Data listing —
============================================================

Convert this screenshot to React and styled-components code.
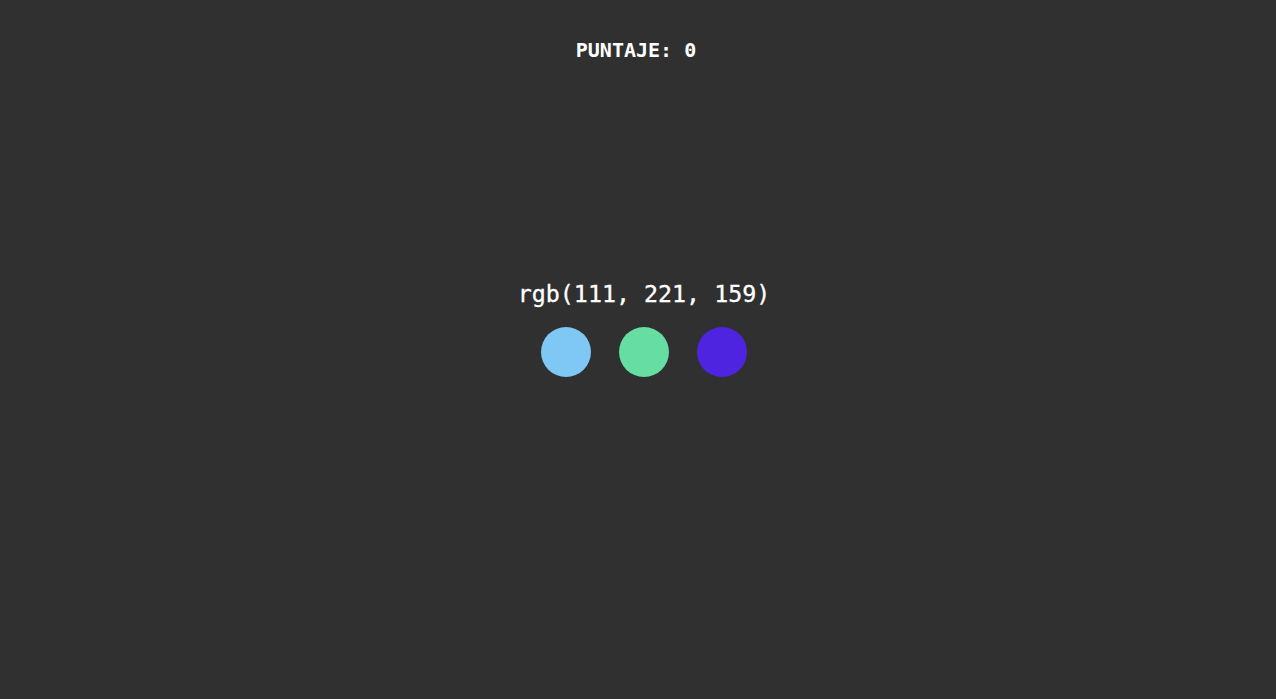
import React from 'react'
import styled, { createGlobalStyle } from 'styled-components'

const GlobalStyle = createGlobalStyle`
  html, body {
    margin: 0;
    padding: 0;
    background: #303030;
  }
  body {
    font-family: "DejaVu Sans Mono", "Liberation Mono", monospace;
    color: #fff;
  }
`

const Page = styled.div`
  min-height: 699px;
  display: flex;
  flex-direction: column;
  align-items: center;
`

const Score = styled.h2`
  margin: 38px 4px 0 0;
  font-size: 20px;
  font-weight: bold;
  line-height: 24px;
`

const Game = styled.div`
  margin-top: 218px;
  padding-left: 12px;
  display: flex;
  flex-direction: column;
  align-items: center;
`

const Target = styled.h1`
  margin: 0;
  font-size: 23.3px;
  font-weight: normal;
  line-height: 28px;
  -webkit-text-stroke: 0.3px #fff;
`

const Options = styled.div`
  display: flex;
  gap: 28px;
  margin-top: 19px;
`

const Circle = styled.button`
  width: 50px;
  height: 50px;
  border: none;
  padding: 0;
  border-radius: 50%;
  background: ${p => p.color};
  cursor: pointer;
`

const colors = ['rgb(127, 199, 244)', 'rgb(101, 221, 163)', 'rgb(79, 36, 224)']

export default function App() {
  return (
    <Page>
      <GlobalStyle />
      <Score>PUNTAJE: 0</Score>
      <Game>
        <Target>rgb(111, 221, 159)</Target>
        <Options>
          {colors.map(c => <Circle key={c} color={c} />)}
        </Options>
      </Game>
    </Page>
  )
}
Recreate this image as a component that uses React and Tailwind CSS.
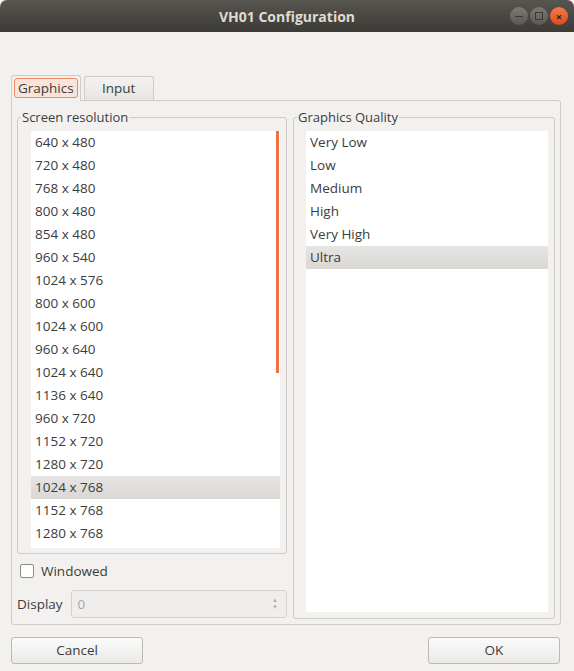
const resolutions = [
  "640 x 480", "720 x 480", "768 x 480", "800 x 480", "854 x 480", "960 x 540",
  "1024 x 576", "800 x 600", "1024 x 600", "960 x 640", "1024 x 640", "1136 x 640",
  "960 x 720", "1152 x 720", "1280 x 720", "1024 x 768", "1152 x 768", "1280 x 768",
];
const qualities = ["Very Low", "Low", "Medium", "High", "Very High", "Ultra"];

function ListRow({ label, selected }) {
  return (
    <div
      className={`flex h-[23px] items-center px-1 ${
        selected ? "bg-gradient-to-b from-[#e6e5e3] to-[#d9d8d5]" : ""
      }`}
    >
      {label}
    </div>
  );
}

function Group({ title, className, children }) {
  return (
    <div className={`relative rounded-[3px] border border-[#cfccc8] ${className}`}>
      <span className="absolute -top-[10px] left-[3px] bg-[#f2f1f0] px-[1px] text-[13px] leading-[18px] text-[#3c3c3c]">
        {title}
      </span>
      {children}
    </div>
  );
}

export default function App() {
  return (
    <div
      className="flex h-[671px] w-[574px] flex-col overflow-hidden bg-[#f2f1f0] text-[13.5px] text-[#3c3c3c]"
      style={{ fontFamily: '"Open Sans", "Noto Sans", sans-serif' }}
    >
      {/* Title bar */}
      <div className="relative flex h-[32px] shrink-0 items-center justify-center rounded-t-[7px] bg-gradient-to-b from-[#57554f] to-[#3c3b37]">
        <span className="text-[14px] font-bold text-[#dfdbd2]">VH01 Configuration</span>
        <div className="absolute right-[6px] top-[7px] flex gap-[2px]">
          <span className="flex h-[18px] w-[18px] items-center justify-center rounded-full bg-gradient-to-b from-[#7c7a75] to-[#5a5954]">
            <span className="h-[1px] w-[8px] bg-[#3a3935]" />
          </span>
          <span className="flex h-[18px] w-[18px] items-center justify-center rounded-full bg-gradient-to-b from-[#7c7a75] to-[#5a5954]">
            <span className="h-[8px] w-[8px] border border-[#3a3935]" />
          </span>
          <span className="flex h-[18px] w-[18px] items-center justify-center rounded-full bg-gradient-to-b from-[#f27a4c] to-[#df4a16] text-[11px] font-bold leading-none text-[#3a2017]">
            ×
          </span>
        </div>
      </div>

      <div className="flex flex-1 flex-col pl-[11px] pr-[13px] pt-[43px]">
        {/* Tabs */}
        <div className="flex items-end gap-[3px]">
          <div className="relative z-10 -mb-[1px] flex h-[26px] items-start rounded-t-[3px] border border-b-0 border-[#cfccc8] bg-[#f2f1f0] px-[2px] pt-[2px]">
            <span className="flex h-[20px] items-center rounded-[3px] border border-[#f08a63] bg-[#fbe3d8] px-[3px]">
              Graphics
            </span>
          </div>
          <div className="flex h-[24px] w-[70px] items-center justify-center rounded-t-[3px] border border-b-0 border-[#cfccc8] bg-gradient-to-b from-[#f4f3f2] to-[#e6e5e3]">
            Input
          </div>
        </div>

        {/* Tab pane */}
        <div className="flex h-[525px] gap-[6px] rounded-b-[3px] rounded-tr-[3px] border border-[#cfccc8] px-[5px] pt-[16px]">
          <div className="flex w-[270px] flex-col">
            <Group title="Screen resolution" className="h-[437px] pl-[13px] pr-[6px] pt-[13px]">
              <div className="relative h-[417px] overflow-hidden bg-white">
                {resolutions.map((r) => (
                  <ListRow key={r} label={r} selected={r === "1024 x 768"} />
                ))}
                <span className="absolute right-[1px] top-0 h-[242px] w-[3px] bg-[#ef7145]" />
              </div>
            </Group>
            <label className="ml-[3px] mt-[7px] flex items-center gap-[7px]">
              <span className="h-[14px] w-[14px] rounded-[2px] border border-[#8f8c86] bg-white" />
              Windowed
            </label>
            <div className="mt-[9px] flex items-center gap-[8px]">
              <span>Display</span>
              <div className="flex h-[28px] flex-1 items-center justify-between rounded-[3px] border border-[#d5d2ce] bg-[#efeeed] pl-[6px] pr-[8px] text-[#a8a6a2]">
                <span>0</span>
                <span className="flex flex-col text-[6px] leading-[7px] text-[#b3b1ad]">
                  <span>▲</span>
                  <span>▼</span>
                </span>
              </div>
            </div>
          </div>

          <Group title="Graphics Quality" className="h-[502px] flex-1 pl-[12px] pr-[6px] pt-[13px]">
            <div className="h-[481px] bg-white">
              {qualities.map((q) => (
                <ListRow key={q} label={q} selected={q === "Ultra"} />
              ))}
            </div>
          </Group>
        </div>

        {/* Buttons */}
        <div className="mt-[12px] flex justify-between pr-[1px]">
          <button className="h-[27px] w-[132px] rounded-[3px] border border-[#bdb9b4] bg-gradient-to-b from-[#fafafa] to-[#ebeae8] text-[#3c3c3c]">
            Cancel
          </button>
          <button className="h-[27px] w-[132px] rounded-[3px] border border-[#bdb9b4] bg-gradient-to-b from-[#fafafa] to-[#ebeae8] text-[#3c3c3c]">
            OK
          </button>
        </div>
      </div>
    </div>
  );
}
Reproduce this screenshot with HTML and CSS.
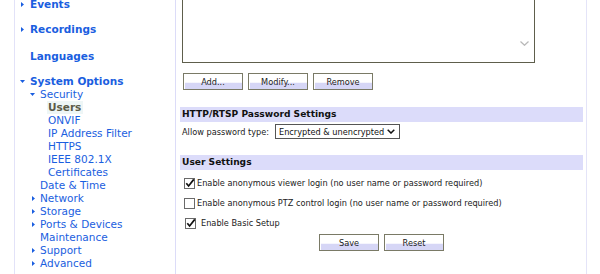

============================================================

Work to be completed — Leave the pictures out and reproduce all of the records exactly.

Exercise answer —
Convert this screenshot to React and styled-components code.
import React from 'react'
import styled, { createGlobalStyle } from 'styled-components'

const GlobalStyle = createGlobalStyle`
  html, body {
    margin: 0;
    padding: 0;
    background: #303030;
  }
  body {
    font-family: "DejaVu Sans Mono", "Liberation Mono", monospace;
    color: #fff;
  }
`

const Page = styled.div`
  min-height: 699px;
  display: flex;
  flex-direction: column;
  align-items: center;
`

const Score = styled.h2`
  margin: 38px 4px 0 0;
  font-size: 20px;
  font-weight: bold;
  line-height: 24px;
`

const Game = styled.div`
  margin-top: 218px;
  padding-left: 12px;
  display: flex;
  flex-direction: column;
  align-items: center;
`

const Target = styled.h1`
  margin: 0;
  font-size: 23.3px;
  font-weight: normal;
  line-height: 28px;
  -webkit-text-stroke: 0.3px #fff;
`

const Options = styled.div`
  display: flex;
  gap: 28px;
  margin-top: 19px;
`

const Circle = styled.button`
  width: 50px;
  height: 50px;
  border: none;
  padding: 0;
  border-radius: 50%;
  background: ${p => p.color};
  cursor: pointer;
`

const colors = ['rgb(127, 199, 244)', 'rgb(101, 221, 163)', 'rgb(79, 36, 224)']

export default function App() {
  return (
    <Page>
      <GlobalStyle />
      <Score>PUNTAJE: 0</Score>
      <Game>
        <Target>rgb(111, 221, 159)</Target>
        <Options>
          {colors.map(c => <Circle key={c} color={c} />)}
        </Options>
      </Game>
    </Page>
  )
}
Recreate this image as a component that uses React and Tailwind CSS.
const resolutions = [
  "640 x 480", "720 x 480", "768 x 480", "800 x 480", "854 x 480", "960 x 540",
  "1024 x 576", "800 x 600", "1024 x 600", "960 x 640", "1024 x 640", "1136 x 640",
  "960 x 720", "1152 x 720", "1280 x 720", "1024 x 768", "1152 x 768", "1280 x 768",
];
const qualities = ["Very Low", "Low", "Medium", "High", "Very High", "Ultra"];

function ListRow({ label, selected }) {
  return (
    <div
      className={`flex h-[23px] items-center px-1 ${
        selected ? "bg-gradient-to-b from-[#e6e5e3] to-[#d9d8d5]" : ""
      }`}
    >
      {label}
    </div>
  );
}

function Group({ title, className, children }) {
  return (
    <div className={`relative rounded-[3px] border border-[#cfccc8] ${className}`}>
      <span className="absolute -top-[10px] left-[3px] bg-[#f2f1f0] px-[1px] text-[13px] leading-[18px] text-[#3c3c3c]">
        {title}
      </span>
      {children}
    </div>
  );
}

export default function App() {
  return (
    <div
      className="flex h-[671px] w-[574px] flex-col overflow-hidden bg-[#f2f1f0] text-[13.5px] text-[#3c3c3c]"
      style={{ fontFamily: '"Open Sans", "Noto Sans", sans-serif' }}
    >
      {/* Title bar */}
      <div className="relative flex h-[32px] shrink-0 items-center justify-center rounded-t-[7px] bg-gradient-to-b from-[#57554f] to-[#3c3b37]">
        <span className="text-[14px] font-bold text-[#dfdbd2]">VH01 Configuration</span>
        <div className="absolute right-[6px] top-[7px] flex gap-[2px]">
          <span className="flex h-[18px] w-[18px] items-center justify-center rounded-full bg-gradient-to-b from-[#7c7a75] to-[#5a5954]">
            <span className="h-[1px] w-[8px] bg-[#3a3935]" />
          </span>
          <span className="flex h-[18px] w-[18px] items-center justify-center rounded-full bg-gradient-to-b from-[#7c7a75] to-[#5a5954]">
            <span className="h-[8px] w-[8px] border border-[#3a3935]" />
          </span>
          <span className="flex h-[18px] w-[18px] items-center justify-center rounded-full bg-gradient-to-b from-[#f27a4c] to-[#df4a16] text-[11px] font-bold leading-none text-[#3a2017]">
            ×
          </span>
        </div>
      </div>

      <div className="flex flex-1 flex-col pl-[11px] pr-[13px] pt-[43px]">
        {/* Tabs */}
        <div className="flex items-end gap-[3px]">
          <div className="relative z-10 -mb-[1px] flex h-[26px] items-start rounded-t-[3px] border border-b-0 border-[#cfccc8] bg-[#f2f1f0] px-[2px] pt-[2px]">
            <span className="flex h-[20px] items-center rounded-[3px] border border-[#f08a63] bg-[#fbe3d8] px-[3px]">
              Graphics
            </span>
          </div>
          <div className="flex h-[24px] w-[70px] items-center justify-center rounded-t-[3px] border border-b-0 border-[#cfccc8] bg-gradient-to-b from-[#f4f3f2] to-[#e6e5e3]">
            Input
          </div>
        </div>

        {/* Tab pane */}
        <div className="flex h-[525px] gap-[6px] rounded-b-[3px] rounded-tr-[3px] border border-[#cfccc8] px-[5px] pt-[16px]">
          <div className="flex w-[270px] flex-col">
            <Group title="Screen resolution" className="h-[437px] pl-[13px] pr-[6px] pt-[13px]">
              <div className="relative h-[417px] overflow-hidden bg-white">
                {resolutions.map((r) => (
                  <ListRow key={r} label={r} selected={r === "1024 x 768"} />
                ))}
                <span className="absolute right-[1px] top-0 h-[242px] w-[3px] bg-[#ef7145]" />
              </div>
            </Group>
            <label className="ml-[3px] mt-[7px] flex items-center gap-[7px]">
              <span className="h-[14px] w-[14px] rounded-[2px] border border-[#8f8c86] bg-white" />
              Windowed
            </label>
            <div className="mt-[9px] flex items-center gap-[8px]">
              <span>Display</span>
              <div className="flex h-[28px] flex-1 items-center justify-between rounded-[3px] border border-[#d5d2ce] bg-[#efeeed] pl-[6px] pr-[8px] text-[#a8a6a2]">
                <span>0</span>
                <span className="flex flex-col text-[6px] leading-[7px] text-[#b3b1ad]">
                  <span>▲</span>
                  <span>▼</span>
                </span>
              </div>
            </div>
          </div>

          <Group title="Graphics Quality" className="h-[502px] flex-1 pl-[12px] pr-[6px] pt-[13px]">
            <div className="h-[481px] bg-white">
              {qualities.map((q) => (
                <ListRow key={q} label={q} selected={q === "Ultra"} />
              ))}
            </div>
          </Group>
        </div>

        {/* Buttons */}
        <div className="mt-[12px] flex justify-between pr-[1px]">
          <button className="h-[27px] w-[132px] rounded-[3px] border border-[#bdb9b4] bg-gradient-to-b from-[#fafafa] to-[#ebeae8] text-[#3c3c3c]">
            Cancel
          </button>
          <button className="h-[27px] w-[132px] rounded-[3px] border border-[#bdb9b4] bg-gradient-to-b from-[#fafafa] to-[#ebeae8] text-[#3c3c3c]">
            OK
          </button>
        </div>
      </div>
    </div>
  );
}
Reproduce this screenshot with HTML and CSS.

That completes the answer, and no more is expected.